Look through the listing below and report how many lines contain "index", as a bare number.
#### PROVIDED MATERIAL ####
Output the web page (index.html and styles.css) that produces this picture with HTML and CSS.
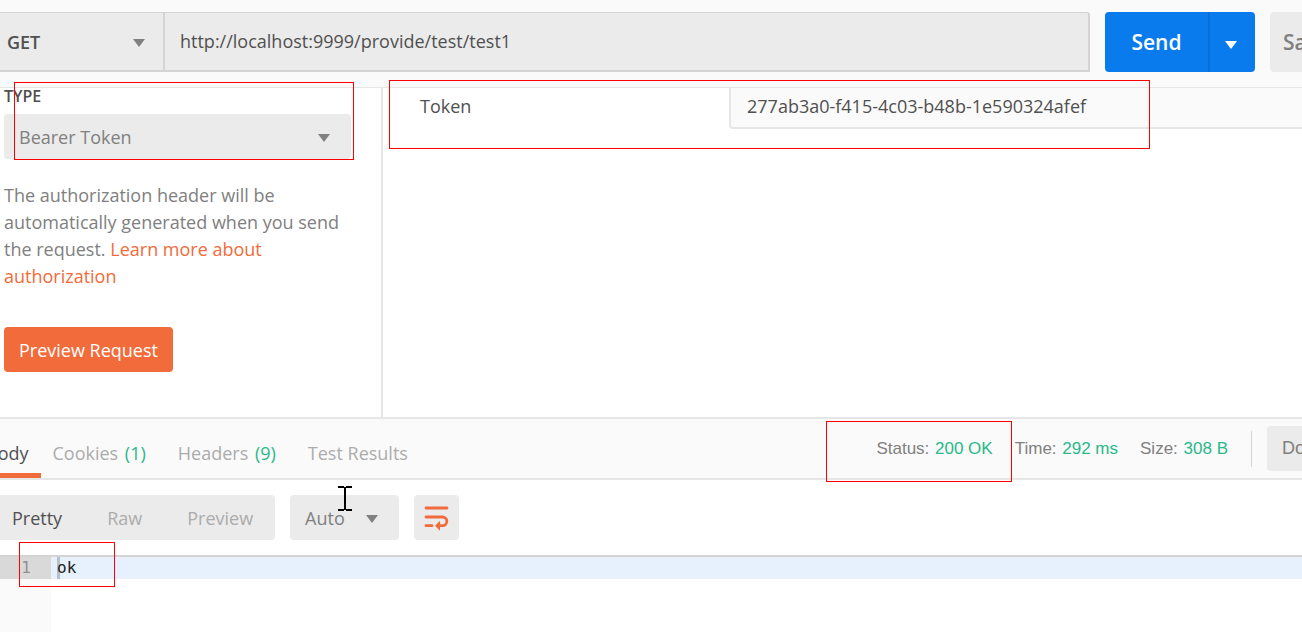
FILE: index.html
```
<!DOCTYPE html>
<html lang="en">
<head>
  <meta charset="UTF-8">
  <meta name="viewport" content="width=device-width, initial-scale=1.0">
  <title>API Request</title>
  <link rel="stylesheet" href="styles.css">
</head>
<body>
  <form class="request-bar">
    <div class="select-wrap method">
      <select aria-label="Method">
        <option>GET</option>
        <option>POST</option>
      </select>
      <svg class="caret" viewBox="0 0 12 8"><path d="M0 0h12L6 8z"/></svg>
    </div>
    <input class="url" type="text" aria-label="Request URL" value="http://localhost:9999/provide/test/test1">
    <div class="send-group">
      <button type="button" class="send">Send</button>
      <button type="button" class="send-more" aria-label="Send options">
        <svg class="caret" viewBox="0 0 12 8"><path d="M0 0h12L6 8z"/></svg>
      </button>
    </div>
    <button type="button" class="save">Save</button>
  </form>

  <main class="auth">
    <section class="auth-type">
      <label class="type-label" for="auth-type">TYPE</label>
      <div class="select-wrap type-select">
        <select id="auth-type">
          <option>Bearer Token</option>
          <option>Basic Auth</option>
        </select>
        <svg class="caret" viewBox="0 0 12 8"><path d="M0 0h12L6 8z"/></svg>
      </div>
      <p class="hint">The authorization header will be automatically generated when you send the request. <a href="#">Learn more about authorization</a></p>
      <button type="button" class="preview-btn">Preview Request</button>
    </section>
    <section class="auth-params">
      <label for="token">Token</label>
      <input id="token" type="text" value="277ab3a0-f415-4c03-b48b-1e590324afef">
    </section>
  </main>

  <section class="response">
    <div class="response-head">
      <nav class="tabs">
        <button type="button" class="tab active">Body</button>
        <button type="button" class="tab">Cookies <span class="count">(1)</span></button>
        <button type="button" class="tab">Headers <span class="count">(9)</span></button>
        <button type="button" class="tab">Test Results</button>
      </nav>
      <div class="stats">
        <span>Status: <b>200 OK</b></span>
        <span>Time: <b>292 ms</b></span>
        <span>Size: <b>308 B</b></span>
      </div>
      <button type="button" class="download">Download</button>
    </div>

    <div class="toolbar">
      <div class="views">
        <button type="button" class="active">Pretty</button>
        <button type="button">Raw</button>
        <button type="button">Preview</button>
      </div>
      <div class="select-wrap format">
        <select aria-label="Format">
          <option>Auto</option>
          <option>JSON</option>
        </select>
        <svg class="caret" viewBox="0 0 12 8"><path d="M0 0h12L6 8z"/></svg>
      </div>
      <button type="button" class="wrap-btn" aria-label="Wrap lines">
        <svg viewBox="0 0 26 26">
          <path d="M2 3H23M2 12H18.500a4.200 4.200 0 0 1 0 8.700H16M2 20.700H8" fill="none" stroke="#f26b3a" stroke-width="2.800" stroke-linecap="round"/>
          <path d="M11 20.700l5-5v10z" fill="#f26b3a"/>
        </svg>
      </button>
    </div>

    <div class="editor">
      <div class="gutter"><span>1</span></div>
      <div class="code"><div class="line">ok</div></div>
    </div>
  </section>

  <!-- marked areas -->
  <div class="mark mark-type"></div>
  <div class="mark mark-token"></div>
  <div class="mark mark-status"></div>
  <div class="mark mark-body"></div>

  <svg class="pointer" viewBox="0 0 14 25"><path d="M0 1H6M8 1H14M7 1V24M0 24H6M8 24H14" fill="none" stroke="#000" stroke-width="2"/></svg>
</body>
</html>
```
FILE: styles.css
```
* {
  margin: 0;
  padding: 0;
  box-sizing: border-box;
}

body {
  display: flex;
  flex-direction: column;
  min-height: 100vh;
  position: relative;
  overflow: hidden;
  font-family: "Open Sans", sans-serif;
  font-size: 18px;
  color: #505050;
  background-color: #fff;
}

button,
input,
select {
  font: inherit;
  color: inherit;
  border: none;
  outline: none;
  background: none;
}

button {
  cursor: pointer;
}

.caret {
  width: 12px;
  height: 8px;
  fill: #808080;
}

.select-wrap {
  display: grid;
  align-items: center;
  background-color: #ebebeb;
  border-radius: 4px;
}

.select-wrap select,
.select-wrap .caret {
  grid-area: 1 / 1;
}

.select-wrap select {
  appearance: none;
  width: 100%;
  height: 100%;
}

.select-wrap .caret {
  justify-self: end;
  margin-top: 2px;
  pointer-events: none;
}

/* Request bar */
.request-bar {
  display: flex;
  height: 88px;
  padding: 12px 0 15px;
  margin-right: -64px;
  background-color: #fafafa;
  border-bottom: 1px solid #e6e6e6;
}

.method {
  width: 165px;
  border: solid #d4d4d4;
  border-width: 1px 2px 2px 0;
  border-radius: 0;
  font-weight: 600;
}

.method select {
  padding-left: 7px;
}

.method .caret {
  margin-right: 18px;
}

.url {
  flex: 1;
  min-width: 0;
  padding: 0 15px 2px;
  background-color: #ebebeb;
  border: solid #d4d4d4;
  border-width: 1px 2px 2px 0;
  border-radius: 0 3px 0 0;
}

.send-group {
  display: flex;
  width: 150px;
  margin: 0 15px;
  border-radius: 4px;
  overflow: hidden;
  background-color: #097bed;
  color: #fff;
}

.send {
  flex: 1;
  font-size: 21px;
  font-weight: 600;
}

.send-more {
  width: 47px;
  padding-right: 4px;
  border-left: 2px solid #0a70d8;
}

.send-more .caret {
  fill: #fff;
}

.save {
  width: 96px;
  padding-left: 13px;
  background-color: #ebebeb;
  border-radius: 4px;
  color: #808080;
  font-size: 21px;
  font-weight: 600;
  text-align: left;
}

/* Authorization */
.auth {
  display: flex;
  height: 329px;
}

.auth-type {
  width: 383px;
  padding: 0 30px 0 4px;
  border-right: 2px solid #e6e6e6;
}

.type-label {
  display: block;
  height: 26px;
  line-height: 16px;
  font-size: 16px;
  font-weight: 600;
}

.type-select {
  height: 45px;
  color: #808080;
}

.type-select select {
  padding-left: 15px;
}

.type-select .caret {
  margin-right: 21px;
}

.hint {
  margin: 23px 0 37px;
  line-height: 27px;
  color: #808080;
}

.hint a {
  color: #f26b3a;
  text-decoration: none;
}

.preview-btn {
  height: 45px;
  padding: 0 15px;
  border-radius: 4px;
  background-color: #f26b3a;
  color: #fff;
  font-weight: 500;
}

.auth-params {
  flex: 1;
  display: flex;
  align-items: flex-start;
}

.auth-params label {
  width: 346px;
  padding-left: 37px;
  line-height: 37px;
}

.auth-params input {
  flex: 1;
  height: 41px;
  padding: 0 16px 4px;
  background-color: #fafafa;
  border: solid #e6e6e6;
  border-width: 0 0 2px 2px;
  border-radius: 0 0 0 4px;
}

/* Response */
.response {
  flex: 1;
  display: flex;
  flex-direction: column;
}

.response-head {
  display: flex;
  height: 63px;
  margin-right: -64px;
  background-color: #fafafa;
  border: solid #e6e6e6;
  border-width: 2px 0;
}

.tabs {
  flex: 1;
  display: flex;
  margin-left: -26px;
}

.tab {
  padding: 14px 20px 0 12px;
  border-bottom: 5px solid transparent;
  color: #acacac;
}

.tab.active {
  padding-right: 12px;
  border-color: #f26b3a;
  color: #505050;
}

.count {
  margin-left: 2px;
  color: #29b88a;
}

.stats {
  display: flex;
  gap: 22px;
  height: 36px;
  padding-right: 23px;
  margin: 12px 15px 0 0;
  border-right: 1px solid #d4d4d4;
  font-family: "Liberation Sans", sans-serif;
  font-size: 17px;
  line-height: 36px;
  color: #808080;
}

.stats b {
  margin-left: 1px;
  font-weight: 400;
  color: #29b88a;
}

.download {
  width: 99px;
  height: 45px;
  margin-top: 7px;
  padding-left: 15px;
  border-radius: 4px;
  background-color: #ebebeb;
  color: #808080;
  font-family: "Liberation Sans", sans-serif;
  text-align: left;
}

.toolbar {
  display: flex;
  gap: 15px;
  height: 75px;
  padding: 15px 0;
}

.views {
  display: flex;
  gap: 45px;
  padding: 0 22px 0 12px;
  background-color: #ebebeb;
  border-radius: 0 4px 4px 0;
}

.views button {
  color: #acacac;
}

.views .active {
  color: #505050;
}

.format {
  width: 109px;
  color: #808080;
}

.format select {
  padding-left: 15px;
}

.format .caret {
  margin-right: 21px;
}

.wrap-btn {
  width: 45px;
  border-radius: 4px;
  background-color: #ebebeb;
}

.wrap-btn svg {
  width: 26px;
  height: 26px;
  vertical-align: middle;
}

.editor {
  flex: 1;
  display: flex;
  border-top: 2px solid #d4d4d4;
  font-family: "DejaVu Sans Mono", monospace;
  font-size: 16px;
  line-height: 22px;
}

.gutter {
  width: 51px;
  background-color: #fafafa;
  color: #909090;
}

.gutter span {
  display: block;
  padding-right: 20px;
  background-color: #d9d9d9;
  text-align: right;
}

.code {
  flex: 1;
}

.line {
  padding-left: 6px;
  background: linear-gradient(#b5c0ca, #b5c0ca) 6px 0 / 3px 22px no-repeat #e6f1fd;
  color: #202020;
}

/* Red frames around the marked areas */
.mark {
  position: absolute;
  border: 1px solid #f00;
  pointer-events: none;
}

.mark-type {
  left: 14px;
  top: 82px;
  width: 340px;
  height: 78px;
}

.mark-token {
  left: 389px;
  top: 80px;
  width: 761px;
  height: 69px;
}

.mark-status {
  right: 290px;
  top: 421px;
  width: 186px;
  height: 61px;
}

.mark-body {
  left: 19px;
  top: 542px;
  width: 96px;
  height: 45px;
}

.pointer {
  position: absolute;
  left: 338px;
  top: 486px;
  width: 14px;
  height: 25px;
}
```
####
THE REPLY ::
2